上述したように、将来のSoCは、統一が図られた汎用プロセッサが並んだSMPになると予想される。では、これまでシングルコアやASMP(Asymmetric Multiprocessing)のSoCを中心に設計してきた技術者は、SMPのSoC設計にどのように取り組めばよいのだろうか。このことについて考えるには、アプリケーションレベルに踏み込む必要がある。米Tensilica社のCTO(最高技術責任者)であるChris Rowen氏は、以下のよう述べる。

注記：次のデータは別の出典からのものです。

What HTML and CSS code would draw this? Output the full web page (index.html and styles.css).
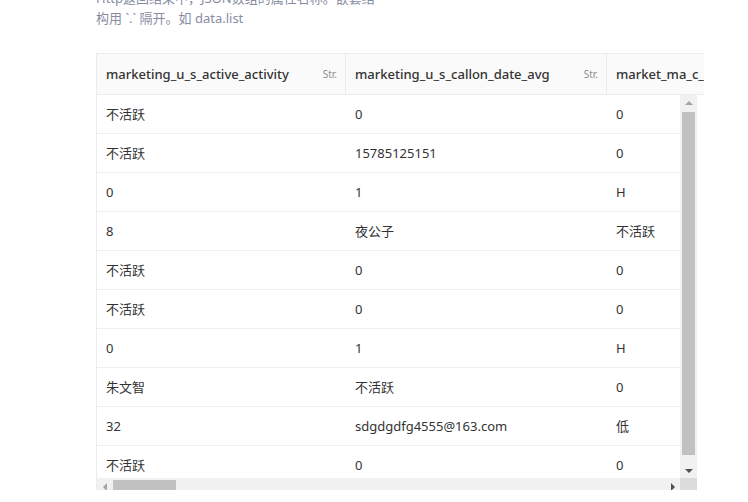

「アプリケーションに存在する並列性に注目するところから始め、解決しようとする問題の性質に着目する。まず、SoC上の異なる機能サブシステムの間に多くの並列性が存在する場合が多い。例えば、IP(Internet Protocol)セットトップボックスのプロトコルスタックとビデオ処理の層は互いにかなり独立して動作することができる。そのような潜在的な並列性がデータプレーンに数多く存在する。機能が別々のチップに分けられていた時代から、そのように作られてきたからだ。この構造に着目すれば、アプリケーションを複数のプロセッサコアによって分散処理することができる。困難なのは、簡単な部分を分散させた後に残る、パイプライン化されていない単一のタスクの分割だ」。
さらにRowen氏は、「複雑さが増すと、プロセッサコアが動作するインフラストラクチャを構築することが重要になってくる。タスクを個々のスレッドに分割すると、タスク間に2種類の関係があることに気付く」と述べる。つまり、データがあるタスクから別のタスクへと定められた順序で流れるようなデータストリーム的な関係と、データの送受の順序が不定で、予測も不可能な複雑な共有データ的な関係である。このように2つの関係が存在することから、プロセッサ間に2種類の接続が必要となる。その接続とは、データストリーム向けのキューによる接続と、より複雑な場合向けの共有メモリーによる接続である。